> _Task description_
Report the total number of lines that include the string "this", without any other text.

(Web page code records)
--- --- ---
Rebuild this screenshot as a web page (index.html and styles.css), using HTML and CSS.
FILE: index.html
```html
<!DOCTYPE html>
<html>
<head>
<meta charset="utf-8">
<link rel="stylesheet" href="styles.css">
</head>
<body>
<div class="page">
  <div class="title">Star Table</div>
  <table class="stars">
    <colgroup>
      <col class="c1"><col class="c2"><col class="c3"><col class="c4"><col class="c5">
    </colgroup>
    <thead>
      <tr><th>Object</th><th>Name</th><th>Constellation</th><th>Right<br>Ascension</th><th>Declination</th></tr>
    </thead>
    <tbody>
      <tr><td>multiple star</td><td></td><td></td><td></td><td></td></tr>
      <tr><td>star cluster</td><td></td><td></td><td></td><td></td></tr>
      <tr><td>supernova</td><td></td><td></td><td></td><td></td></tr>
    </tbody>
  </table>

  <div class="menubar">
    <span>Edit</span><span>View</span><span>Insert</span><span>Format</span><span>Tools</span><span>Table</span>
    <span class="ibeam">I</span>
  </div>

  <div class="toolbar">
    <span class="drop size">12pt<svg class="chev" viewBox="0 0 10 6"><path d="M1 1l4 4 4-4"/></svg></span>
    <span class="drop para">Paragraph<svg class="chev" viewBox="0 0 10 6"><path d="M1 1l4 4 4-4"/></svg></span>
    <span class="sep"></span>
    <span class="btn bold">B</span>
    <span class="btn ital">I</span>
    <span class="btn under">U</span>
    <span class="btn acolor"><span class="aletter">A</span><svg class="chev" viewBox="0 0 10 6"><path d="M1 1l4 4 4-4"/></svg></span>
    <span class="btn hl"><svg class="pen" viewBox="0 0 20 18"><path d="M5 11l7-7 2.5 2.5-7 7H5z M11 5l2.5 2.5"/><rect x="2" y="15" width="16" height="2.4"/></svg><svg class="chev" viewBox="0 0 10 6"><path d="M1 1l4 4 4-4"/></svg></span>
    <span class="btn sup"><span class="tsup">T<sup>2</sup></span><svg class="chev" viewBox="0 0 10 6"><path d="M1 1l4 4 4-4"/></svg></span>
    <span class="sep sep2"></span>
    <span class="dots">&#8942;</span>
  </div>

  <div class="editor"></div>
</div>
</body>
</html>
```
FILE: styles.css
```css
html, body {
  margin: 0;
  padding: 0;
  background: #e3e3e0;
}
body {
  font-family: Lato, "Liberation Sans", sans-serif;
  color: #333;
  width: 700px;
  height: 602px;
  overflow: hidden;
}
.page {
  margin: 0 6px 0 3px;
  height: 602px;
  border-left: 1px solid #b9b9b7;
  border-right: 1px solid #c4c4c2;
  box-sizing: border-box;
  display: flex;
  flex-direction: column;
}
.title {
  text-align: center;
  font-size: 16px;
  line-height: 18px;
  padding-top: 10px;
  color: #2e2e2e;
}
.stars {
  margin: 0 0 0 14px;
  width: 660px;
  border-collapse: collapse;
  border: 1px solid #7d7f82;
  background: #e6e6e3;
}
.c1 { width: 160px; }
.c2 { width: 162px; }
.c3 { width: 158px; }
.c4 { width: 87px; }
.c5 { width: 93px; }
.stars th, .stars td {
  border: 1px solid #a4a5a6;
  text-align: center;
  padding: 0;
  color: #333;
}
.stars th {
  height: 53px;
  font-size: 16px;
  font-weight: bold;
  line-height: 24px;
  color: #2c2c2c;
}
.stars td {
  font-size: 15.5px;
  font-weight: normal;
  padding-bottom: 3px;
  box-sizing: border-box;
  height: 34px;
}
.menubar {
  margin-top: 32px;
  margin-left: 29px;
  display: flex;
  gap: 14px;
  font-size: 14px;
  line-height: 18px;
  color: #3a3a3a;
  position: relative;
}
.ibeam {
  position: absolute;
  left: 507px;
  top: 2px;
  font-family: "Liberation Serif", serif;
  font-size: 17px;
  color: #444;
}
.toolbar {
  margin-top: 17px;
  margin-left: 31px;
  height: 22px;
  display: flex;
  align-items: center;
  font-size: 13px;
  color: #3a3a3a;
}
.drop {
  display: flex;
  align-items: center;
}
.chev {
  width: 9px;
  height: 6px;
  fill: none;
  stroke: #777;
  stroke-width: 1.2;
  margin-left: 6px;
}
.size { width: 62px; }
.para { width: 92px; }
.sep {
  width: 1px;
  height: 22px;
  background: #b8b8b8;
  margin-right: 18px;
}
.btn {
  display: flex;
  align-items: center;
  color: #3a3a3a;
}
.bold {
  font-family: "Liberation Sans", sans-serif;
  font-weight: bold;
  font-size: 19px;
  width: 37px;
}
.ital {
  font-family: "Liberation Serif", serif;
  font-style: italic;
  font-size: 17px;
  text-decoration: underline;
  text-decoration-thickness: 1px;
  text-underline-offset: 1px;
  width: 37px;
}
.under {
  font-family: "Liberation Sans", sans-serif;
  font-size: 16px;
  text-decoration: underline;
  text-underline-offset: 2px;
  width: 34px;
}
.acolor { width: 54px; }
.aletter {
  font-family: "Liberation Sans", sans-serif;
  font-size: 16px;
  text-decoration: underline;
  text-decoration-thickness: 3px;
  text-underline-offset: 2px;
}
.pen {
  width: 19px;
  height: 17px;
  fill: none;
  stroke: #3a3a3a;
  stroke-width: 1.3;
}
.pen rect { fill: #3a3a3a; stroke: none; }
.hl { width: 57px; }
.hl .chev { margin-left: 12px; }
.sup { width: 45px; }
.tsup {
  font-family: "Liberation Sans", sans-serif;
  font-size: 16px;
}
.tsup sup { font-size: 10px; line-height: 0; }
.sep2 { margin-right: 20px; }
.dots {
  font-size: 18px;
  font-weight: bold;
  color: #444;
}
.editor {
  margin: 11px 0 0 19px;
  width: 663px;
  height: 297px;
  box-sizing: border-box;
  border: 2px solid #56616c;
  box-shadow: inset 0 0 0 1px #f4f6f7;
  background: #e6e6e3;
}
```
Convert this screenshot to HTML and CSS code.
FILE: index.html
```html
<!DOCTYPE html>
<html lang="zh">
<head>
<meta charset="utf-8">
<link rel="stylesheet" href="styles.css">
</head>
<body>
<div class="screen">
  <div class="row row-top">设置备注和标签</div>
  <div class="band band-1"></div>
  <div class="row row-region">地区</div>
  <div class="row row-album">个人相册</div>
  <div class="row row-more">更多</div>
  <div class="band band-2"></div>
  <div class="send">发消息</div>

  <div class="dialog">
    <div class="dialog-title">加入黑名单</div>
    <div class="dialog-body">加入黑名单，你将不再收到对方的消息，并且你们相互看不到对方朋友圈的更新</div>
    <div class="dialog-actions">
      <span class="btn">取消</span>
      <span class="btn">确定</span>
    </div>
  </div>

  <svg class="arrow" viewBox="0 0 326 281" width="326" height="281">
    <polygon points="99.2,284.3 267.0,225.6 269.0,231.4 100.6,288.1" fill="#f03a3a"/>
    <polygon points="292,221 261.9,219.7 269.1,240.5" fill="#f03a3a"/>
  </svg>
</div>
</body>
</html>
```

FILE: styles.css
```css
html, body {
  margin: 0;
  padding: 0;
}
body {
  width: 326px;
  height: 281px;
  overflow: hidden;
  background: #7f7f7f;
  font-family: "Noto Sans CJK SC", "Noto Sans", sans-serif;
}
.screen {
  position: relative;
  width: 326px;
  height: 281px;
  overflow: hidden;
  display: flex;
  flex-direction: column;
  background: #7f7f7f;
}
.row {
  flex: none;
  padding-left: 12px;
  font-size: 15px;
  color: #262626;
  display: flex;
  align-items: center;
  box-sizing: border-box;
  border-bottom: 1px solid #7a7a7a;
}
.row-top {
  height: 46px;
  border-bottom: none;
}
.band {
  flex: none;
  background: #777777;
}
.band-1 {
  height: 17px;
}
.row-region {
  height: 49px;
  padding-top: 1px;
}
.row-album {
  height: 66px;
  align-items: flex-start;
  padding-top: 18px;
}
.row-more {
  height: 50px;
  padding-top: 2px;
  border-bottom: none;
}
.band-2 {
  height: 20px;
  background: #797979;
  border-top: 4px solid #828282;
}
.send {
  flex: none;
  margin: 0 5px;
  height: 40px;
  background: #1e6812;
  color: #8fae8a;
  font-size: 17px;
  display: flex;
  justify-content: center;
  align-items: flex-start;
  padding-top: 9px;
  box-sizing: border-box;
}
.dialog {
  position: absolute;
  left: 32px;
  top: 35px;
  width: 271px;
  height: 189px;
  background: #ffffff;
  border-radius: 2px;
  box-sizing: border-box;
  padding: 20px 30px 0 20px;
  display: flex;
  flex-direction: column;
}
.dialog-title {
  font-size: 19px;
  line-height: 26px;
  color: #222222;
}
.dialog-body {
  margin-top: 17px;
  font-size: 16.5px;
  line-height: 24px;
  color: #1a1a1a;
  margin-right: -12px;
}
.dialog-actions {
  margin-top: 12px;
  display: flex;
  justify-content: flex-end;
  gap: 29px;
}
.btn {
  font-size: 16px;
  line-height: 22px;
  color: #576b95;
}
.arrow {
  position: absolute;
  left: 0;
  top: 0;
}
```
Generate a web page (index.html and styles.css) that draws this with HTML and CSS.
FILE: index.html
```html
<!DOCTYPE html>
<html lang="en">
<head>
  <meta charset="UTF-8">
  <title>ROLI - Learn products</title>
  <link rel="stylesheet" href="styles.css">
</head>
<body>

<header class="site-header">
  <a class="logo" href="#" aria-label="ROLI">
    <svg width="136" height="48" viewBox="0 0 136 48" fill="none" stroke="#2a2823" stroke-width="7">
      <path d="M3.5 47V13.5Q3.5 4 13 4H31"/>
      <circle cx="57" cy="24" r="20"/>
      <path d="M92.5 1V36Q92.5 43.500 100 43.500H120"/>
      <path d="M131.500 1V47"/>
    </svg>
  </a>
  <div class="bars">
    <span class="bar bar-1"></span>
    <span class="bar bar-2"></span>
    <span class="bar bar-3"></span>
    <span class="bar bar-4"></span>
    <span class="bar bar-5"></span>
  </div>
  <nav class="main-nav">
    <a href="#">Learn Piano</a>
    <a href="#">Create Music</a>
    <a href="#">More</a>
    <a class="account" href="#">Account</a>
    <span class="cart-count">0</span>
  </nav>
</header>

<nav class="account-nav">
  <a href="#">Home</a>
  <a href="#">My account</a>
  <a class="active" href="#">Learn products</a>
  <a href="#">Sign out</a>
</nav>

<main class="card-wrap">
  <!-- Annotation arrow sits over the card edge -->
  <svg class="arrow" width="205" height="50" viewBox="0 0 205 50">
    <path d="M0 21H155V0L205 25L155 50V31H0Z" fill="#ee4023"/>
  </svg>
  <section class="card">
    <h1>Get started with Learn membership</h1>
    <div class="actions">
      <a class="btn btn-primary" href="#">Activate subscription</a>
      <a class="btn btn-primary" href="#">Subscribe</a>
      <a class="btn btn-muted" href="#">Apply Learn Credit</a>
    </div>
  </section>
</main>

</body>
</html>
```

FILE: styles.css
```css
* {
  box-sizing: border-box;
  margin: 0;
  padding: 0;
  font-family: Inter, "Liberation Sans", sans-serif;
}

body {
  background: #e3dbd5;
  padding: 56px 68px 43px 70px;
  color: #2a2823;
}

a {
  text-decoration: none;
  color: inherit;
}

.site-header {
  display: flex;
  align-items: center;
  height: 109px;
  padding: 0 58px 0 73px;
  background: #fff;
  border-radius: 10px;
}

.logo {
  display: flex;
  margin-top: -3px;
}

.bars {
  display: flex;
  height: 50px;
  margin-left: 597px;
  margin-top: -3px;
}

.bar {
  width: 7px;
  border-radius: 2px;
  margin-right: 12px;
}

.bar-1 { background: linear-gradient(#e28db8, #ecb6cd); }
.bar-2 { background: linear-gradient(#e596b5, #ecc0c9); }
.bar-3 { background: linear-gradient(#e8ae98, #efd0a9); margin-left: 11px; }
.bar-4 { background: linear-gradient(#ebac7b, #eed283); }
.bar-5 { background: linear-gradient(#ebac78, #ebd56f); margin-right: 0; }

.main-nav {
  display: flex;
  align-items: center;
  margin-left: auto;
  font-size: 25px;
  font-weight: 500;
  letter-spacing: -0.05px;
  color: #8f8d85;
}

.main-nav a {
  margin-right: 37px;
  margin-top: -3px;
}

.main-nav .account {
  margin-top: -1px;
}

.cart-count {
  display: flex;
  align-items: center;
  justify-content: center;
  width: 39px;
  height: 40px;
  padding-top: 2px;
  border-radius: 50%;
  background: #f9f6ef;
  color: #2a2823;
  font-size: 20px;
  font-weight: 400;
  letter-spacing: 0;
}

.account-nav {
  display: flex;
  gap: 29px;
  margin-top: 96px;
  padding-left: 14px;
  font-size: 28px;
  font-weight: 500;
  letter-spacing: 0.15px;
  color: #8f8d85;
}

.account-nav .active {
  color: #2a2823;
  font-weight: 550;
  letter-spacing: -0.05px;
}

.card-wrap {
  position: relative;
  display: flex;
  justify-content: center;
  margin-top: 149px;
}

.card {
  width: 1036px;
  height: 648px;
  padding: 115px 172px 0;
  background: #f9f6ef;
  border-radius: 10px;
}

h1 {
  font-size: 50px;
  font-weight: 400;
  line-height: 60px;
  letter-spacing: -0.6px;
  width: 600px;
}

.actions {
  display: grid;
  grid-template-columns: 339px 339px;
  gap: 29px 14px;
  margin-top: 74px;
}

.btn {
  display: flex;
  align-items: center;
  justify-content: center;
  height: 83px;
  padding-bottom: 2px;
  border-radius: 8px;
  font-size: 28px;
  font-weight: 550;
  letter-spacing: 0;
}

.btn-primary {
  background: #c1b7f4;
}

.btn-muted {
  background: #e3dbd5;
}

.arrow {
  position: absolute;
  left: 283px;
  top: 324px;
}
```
--- --- ---
> _Reply_
3